● **Stated problem**:
Search the listing below for "React". Copy each matching line.

● **Stored data**:
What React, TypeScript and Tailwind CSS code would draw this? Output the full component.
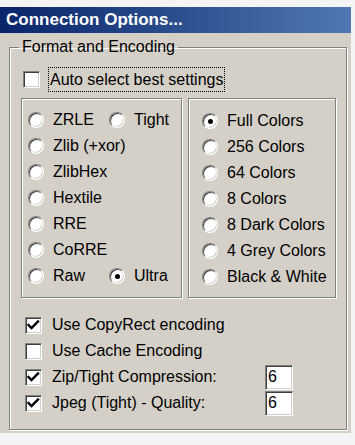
import React from 'react';

const font = { fontFamily: '"Liberation Sans", Arial, sans-serif' };

function Radio({ checked = false }: { checked?: boolean }) {
  return (
    <span className="flex h-4 w-4 shrink-0 items-center justify-center rounded-full border border-t-[#808080] border-l-[#808080] border-b-white border-r-white bg-white shadow-[inset_1px_1px_0_#404040,inset_-1px_-1px_0_#d4d0c8]">
      {checked && <span className="h-[5px] w-[5px] rounded-full bg-black" />}
    </span>
  );
}

function Check({ checked = false }: { checked?: boolean }) {
  return (
    <span className="flex h-[17px] w-[17px] shrink-0 items-center justify-center border border-t-[#808080] border-l-[#808080] border-b-white border-r-white bg-white shadow-[inset_1px_1px_0_#404040,inset_-1px_-1px_0_#d4d0c8]">
      {checked && (
        <svg width="15" height="15" viewBox="0 0 15 15">
          <polyline points="2.5,7 5.5,10 12,3.5" fill="none" stroke="#000" strokeWidth="2.4" strokeLinecap="square" />
        </svg>
      )}
    </span>
  );
}

function RadioItem({ label, checked = false, width }: { label: string; checked?: boolean; width?: string }) {
  return (
    <div className={`flex items-center gap-[9px] ${width ?? ''}`}>
      <Radio checked={checked} />
      <span>{label}</span>
    </div>
  );
}

function NumBox({ value }: { value: string }) {
  return (
    <div className="flex h-[25px] w-[28px] items-center border border-t-[#808080] border-l-[#808080] border-b-white border-r-white bg-white pl-[2px] shadow-[inset_1px_1px_0_#404040,inset_-1px_-1px_0_#d4d0c8]">
      {value}
    </div>
  );
}

const etched = 'border border-[#808080] shadow-[1px_1px_0_#fff,inset_1px_1px_0_#fff]';

export default function App() {
  const colors = ['Full Colors', '256 Colors', '64 Colors', '8 Colors', '8 Dark Colors', '4 Grey Colors', 'Black & White'];

  return (
    <div className="h-[445px] w-[355px] overflow-hidden bg-[#f4f4f4] pt-[7px] text-[16px] leading-[18px] text-black" style={font}>
      <div className="w-[351px]">
        {/* title bar */}
        <div className="flex h-[26px] items-center bg-gradient-to-r from-[#0a246a] to-[#5079b3] pl-[6px] text-[17px] font-bold text-white">
          Connection Options...
        </div>

        {/* dialog body */}
        <div className="h-[400px] bg-[#d4d0c8] pt-[5px] pr-[4px] pl-[9px]">
          <fieldset className={`${etched} h-[392px]`}>
            <legend className="ml-[9px] px-[3px] leading-[18px]">Format and Encoding</legend>

            <div className="pl-[11px]">
              <div className="mt-[11px] ml-[2px] flex h-[25px] items-center gap-[8px]">
                <Check />
                <span className="flex h-[25px] items-center border border-dotted border-black px-[1px]">
                  Auto select best settings
                </span>
              </div>

              <div className="mt-[6px] flex gap-[6px]">
                <div className={`${etched} h-[200px] w-[161px] pt-[8px] pl-[6px]`}>
                  <div className="flex h-[26px] items-center">
                    <RadioItem label="ZRLE" width="w-[81px]" />
                    <RadioItem label="Tight" />
                  </div>
                  {['Zlib (+xor)', 'ZlibHex', 'Hextile', 'RRE', 'CoRRE'].map((l) => (
                    <div key={l} className="flex h-[26px] items-center">
                      <RadioItem label={l} />
                    </div>
                  ))}
                  <div className="flex h-[26px] items-center">
                    <RadioItem label="Raw" width="w-[81px]" />
                    <RadioItem label="Ultra" checked />
                  </div>
                </div>

                <div className={`${etched} h-[200px] w-[148px] pt-[9px] pl-[13px]`}>
                  {colors.map((c, i) => (
                    <div key={c} className="flex h-[26px] items-center">
                      <RadioItem label={c} checked={i === 0} />
                    </div>
                  ))}
                </div>
              </div>

              <div className="mt-[14px] ml-[4px]">
                <div className="flex h-[26px] items-center gap-[10px]">
                  <Check checked />
                  <span>Use CopyRect encoding</span>
                </div>
                <div className="flex h-[26px] items-center gap-[10px]">
                  <Check />
                  <span>Use Cache Encoding</span>
                </div>
                <div className="flex h-[26px] items-center gap-[10px]">
                  <Check checked />
                  <span className="w-[203px]">Zip/Tight Compression:</span>
                  <NumBox value="6" />
                </div>
                <div className="flex h-[26px] items-center gap-[10px]">
                  <Check checked />
                  <span className="w-[203px]">Jpeg (Tight) - Quality:</span>
                  <NumBox value="6" />
                </div>
              </div>
            </div>
          </fieldset>
        </div>
      </div>
    </div>
  );
}
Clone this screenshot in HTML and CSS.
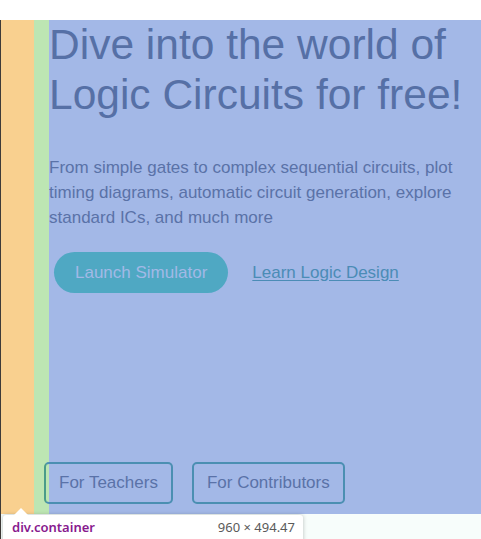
FILE: index.html
```html
<!DOCTYPE html>
<html>
<head>
<meta charset="utf-8">
<link rel="stylesheet" href="styles.css">
</head>
<body>
<div class="top"></div>
<div class="stage">
  <div class="edge"></div>
  <div class="margin-box">
    <div class="padding-box">
      <div class="content">
        <h1 class="title">Dive into the world of<br>Logic Circuits for free!</h1>
        <p class="lead">From simple gates to complex sequential circuits, plot timing diagrams, automatic circuit generation, explore standard ICs, and much more</p>
        <div class="actions">
          <a class="btn-primary">Launch Simulator</a>
          <a class="link">Learn Logic Design</a>
        </div>
        <div class="spacer"></div>
        <div class="secondary">
          <a class="btn-outline first">For Teachers</a>
          <a class="btn-outline">For Contributors</a>
        </div>
      </div>
    </div>
  </div>
</div>
<div class="footer">
  <div class="edge"></div>
  <div class="tooltip">
    <span class="tip-arrow"></span>
    <span class="tip-name">div.container</span>
    <span class="tip-size">960 × 494.47</span>
  </div>
</div>
</body>
</html>
```
FILE: styles.css
```css
html, body {
  margin: 0;
  padding: 0;
  overflow: hidden;
  background: #f7fdfb;
}
body {
  width: 481px;
  height: 539px;
  font-family: "Liberation Sans", Arial, sans-serif;
}
.top {
  height: 20px;
  background: #ffffff;
}
.stage {
  display: flex;
  height: 494px;
}
.edge {
  width: 1px;
  background: #3f3b38;
  flex: none;
}
.margin-box {
  flex: 1;
  background: #f9d08f;
  padding-left: 33px;
  display: flex;
}
.padding-box {
  flex: 1;
  background: #bde6b3;
  padding-left: 15px;
  display: flex;
}
.content {
  flex: 1;
  background: #a3b8e7;
  display: flex;
  flex-direction: column;
  padding-bottom: 10px;
}
.title {
  margin: 0;
  font-size: 42.5px;
  line-height: 50px;
  font-weight: normal;
  color: #5670a6;
  white-space: nowrap;
}
.lead {
  margin: 35px 0 0 0;
  font-size: 17px;
  line-height: 25px;
  color: #5a72a8;
  width: 410px;
}
.actions {
  margin-top: 22px;
  display: flex;
  align-items: center;
  padding-left: 5px;
  gap: 24px;
}
.btn-primary {
  display: flex;
  align-items: center;
  height: 41px;
  padding: 0 21px;
  border-radius: 21px;
  background: #4fa8c3;
  color: #a2b9e6;
  font-size: 17px;
}
.link {
  font-size: 17px;
  color: #4b8cb6;
  text-decoration: underline;
  text-underline-offset: 2px;
}
.spacer {
  flex: 1;
}
.secondary {
  display: flex;
  gap: 19px;
  margin-left: -5px;
}
.btn-outline {
  box-sizing: border-box;
  display: flex;
  align-items: center;
  height: 42px;
  padding: 0 13px;
  border: 2px solid #4b8fb2;
  border-radius: 5px;
  color: #5a72a8;
  font-size: 17px;
}
.btn-outline.first {
  border-left-color: #4a9c8a;
}
.footer {
  display: flex;
  height: 25px;
}
.tooltip {
  position: relative;
  margin: 1px 0 0 2px;
  width: 300px;
  height: 30px;
  background: #ffffff;
  border-radius: 3px;
  box-shadow: 0 0 4px rgba(0, 0, 0, 0.25);
  display: flex;
  align-items: flex-start;
  justify-content: space-between;
  padding: 3px 8px 0 9px;
  box-sizing: border-box;
  font-family: "Noto Sans", "DejaVu Sans", sans-serif;
  font-size: 13px;
}
.tip-arrow {
  position: absolute;
  left: 11px;
  top: -7px;
  width: 0;
  height: 0;
  border-left: 7px solid transparent;
  border-right: 7px solid transparent;
  border-bottom: 7px solid #ffffff;
}
.tip-name {
  color: #881a8e;
  font-weight: 600;
}
.tip-size {
  color: #5a5a5a;
}
```
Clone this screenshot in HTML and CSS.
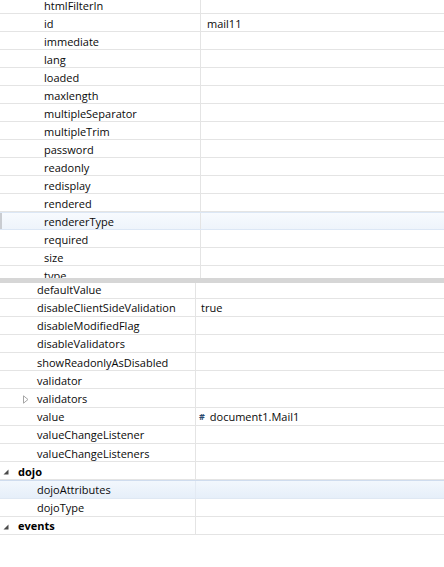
FILE: index.html
```html
<!DOCTYPE html>
<html>
<head>
<meta charset="utf-8">
<link rel="stylesheet" href="styles.css">
</head>
<body>
<div class="page">
  <div class="panel panel-top">
    <div class="list list-top">
      <div class="row"><div class="name">htmlFilterIn</div><div class="val"></div></div>
      <div class="row"><div class="name">id</div><div class="val">mail11</div></div>
      <div class="row"><div class="name">immediate</div><div class="val"></div></div>
      <div class="row"><div class="name">lang</div><div class="val"></div></div>
      <div class="row"><div class="name">loaded</div><div class="val"></div></div>
      <div class="row"><div class="name">maxlength</div><div class="val"></div></div>
      <div class="row"><div class="name">multipleSeparator</div><div class="val"></div></div>
      <div class="row"><div class="name">multipleTrim</div><div class="val"></div></div>
      <div class="row"><div class="name">password</div><div class="val"></div></div>
      <div class="row"><div class="name">readonly</div><div class="val"></div></div>
      <div class="row"><div class="name">redisplay</div><div class="val"></div></div>
      <div class="row"><div class="name">rendered</div><div class="val"></div></div>
      <div class="row row-hover"><div class="name">rendererType</div><div class="val"></div></div>
      <div class="row"><div class="name">required</div><div class="val"></div></div>
      <div class="row"><div class="name">size</div><div class="val"></div></div>
      <div class="row"><div class="name">type</div><div class="val"></div></div>
    </div>
  </div>
  <div class="splitter"></div>
  <div class="panel panel-bottom">
    <div class="list list-bottom">
      <div class="row"><div class="name">defaultValue</div><div class="val"></div></div>
      <div class="row"><div class="name">disableClientSideValidation</div><div class="val">true</div></div>
      <div class="row"><div class="name">disableModifiedFlag</div><div class="val"></div></div>
      <div class="row"><div class="name">disableValidators</div><div class="val"></div></div>
      <div class="row"><div class="name">showReadonlyAsDisabled</div><div class="val"></div></div>
      <div class="row"><div class="name">validator</div><div class="val"></div></div>
      <div class="row"><div class="name"><svg class="tw-collapsed" width="6" height="9" viewBox="0 0 6 9"><path d="M0.5 0.8 L5 4.5 L0.5 8.2 Z" fill="none" stroke="#a6a6a6" stroke-width="1"/></svg>validators</div><div class="val"></div></div>
      <div class="row"><div class="name">value</div><div class="val"><span class="hash">#</span>document1.Mail1</div></div>
      <div class="row"><div class="name">valueChangeListener</div><div class="val"></div></div>
      <div class="row"><div class="name">valueChangeListeners</div><div class="val"></div></div>
      <div class="row row-cat"><div class="name"><svg class="tw-expanded" width="6" height="6" viewBox="0 0 6 6"><path d="M5.5 0.5 L5.5 5.5 L0.5 5.5 Z" fill="#4a4a4a"/></svg>dojo</div><div class="val"></div></div>
      <div class="row row-sel"><div class="name">dojoAttributes</div><div class="val"></div></div>
      <div class="row"><div class="name">dojoType</div><div class="val"></div></div>
      <div class="row row-cat"><div class="name"><svg class="tw-expanded" width="6" height="6" viewBox="0 0 6 6"><path d="M5.5 0.5 L5.5 5.5 L0.5 5.5 Z" fill="#4a4a4a"/></svg>events</div><div class="val"></div></div>
    </div>
  </div>
</div>
</body>
</html>
```
FILE: styles.css
```css
html, body {
  margin: 0;
  padding: 0;
  background: #ffffff;
}
.page {
  width: 444px;
  height: 567px;
  overflow: hidden;
  font-family: "Open Sans", "Liberation Sans", sans-serif;
  font-size: 11px;
  color: #0a0a0a;
  display: flex;
  flex-direction: column;
}
.panel {
  overflow: hidden;
}
.panel-top {
  height: 278px;
  flex: none;
}
.panel-bottom {
  flex: 1;
}
.splitter {
  height: 5px;
  flex: none;
  background: #d6d6d6;
}
.list-top {
  margin-top: -4px;
}
.list-bottom {
  margin-top: -2.7px;
}
.row {
  display: grid;
  box-sizing: border-box;
  border-bottom: 1px solid #e4e4e4;
  white-space: nowrap;
}
.list-top .row {
  height: 18px;
  grid-template-columns: 201px 1fr;
}
.list-bottom .row {
  height: 18.2px;
  grid-template-columns: 196px 1fr;
}
.name {
  display: flex;
  align-items: center;
  padding-top: 1px;
  border-right: 1px solid #e4e4e4;
}
.val {
  display: flex;
  align-items: center;
  padding-top: 1px;
}
.list-top .name {
  padding-left: 44px;
}
.list-top .val {
  padding-left: 6px;
}
.list-bottom .name {
  padding-left: 37px;
}
.list-bottom .val {
  padding-left: 5px;
}
.tw-collapsed {
  margin-left: -14px;
  margin-right: 8px;
  margin-top: 1px;
}
.row-cat .name {
  padding-left: 3px;
  font-weight: bold;
  color: #000000;
}
.tw-expanded {
  margin-right: 9px;
  margin-top: 2px;
}
.hash {
  font-size: 9px;
  font-weight: bold;
  color: #2c4a6e;
  margin-left: -2px;
  margin-right: 5px;
  align-self: flex-start;
  margin-top: 1px;
}
.row-hover {
  background: linear-gradient(#f7fafe, #eef4fb);
  border-top: 1px solid #dce7f5;
  border-bottom: 1px solid #dce7f5;
  box-shadow: inset 2px 0 0 #c9ccd1;
}
.row-sel {
  background: linear-gradient(#f2f7fd, #e6eff9);
  border-top: 1px solid #cfdcee;
  border-bottom: 1px solid #dfe8f3;
}
.row-sel .name {
  border-right-color: #e3eaf3;
}
```
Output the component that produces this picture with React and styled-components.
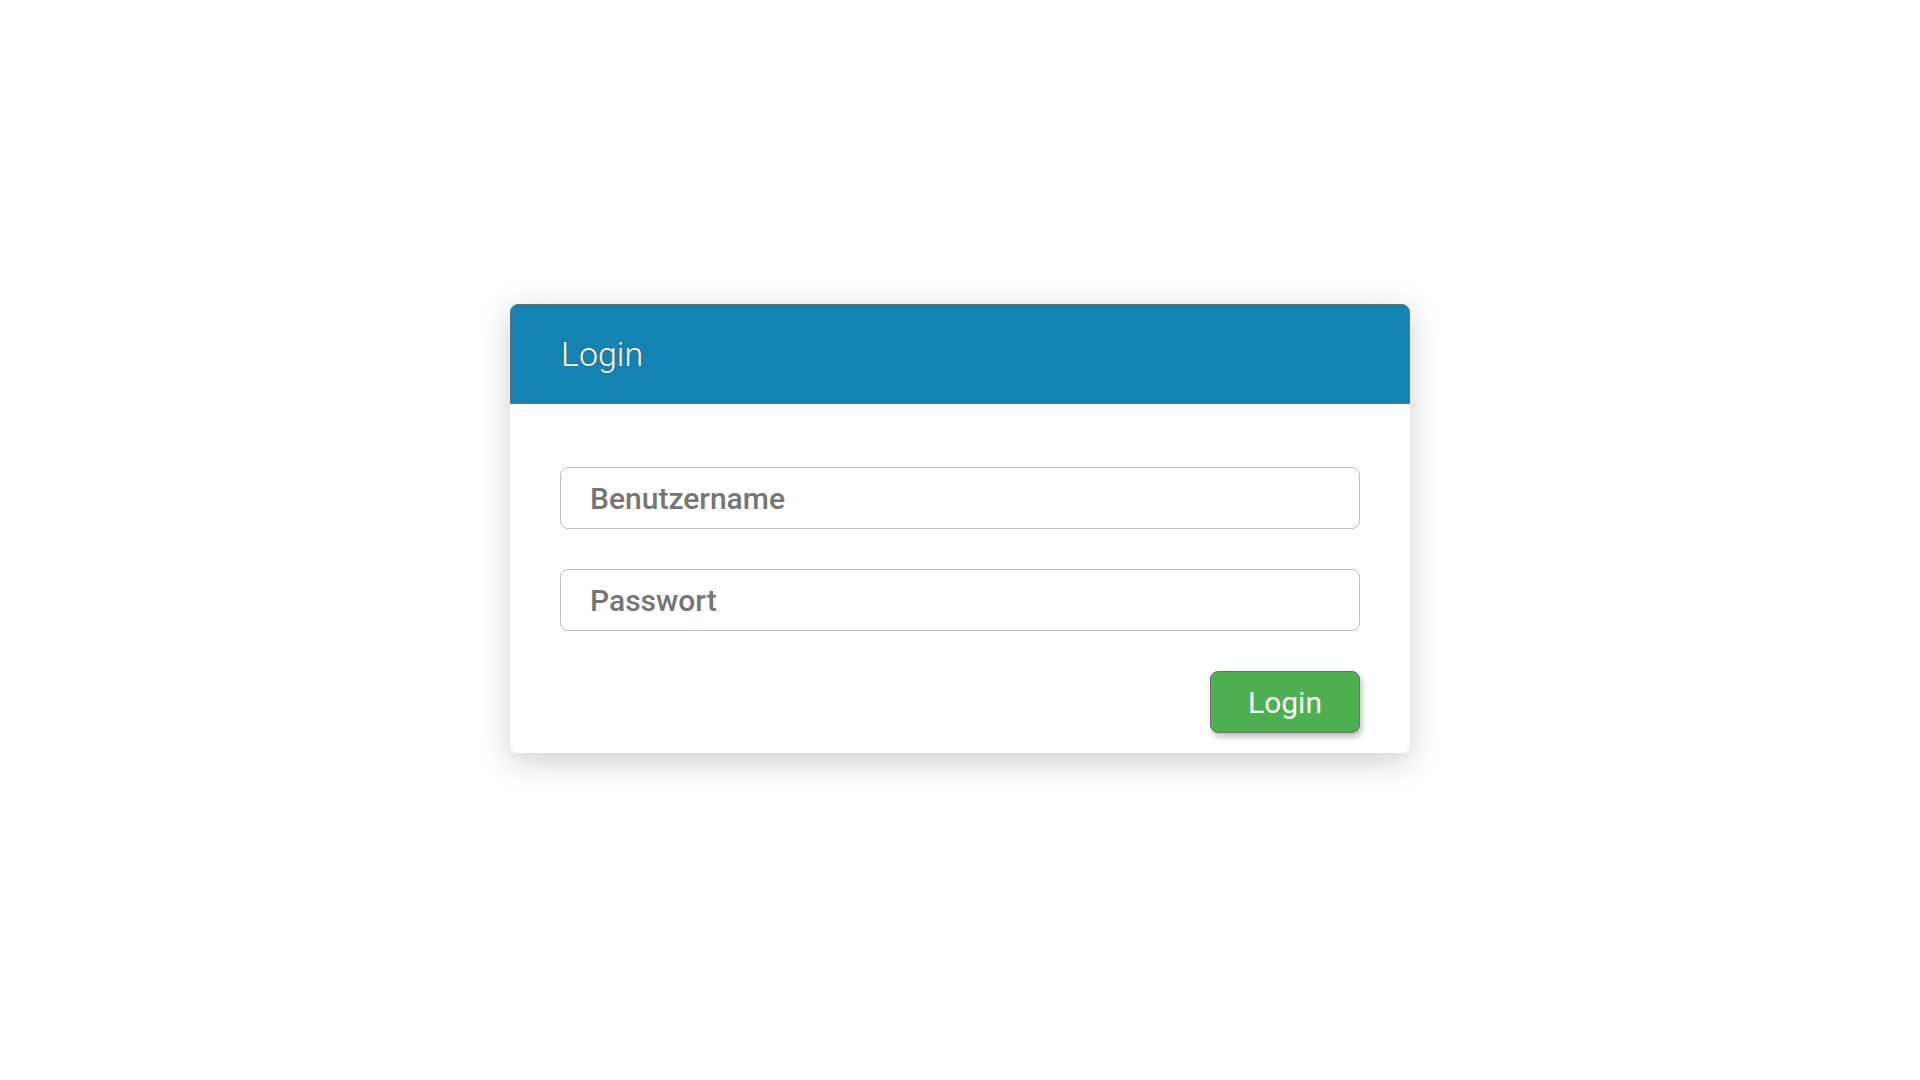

● **Completed task**:
What React, TypeScript and Tailwind CSS code would draw this? Output the full component.
import React from 'react';
Output the component that produces this picture with React and styled-components.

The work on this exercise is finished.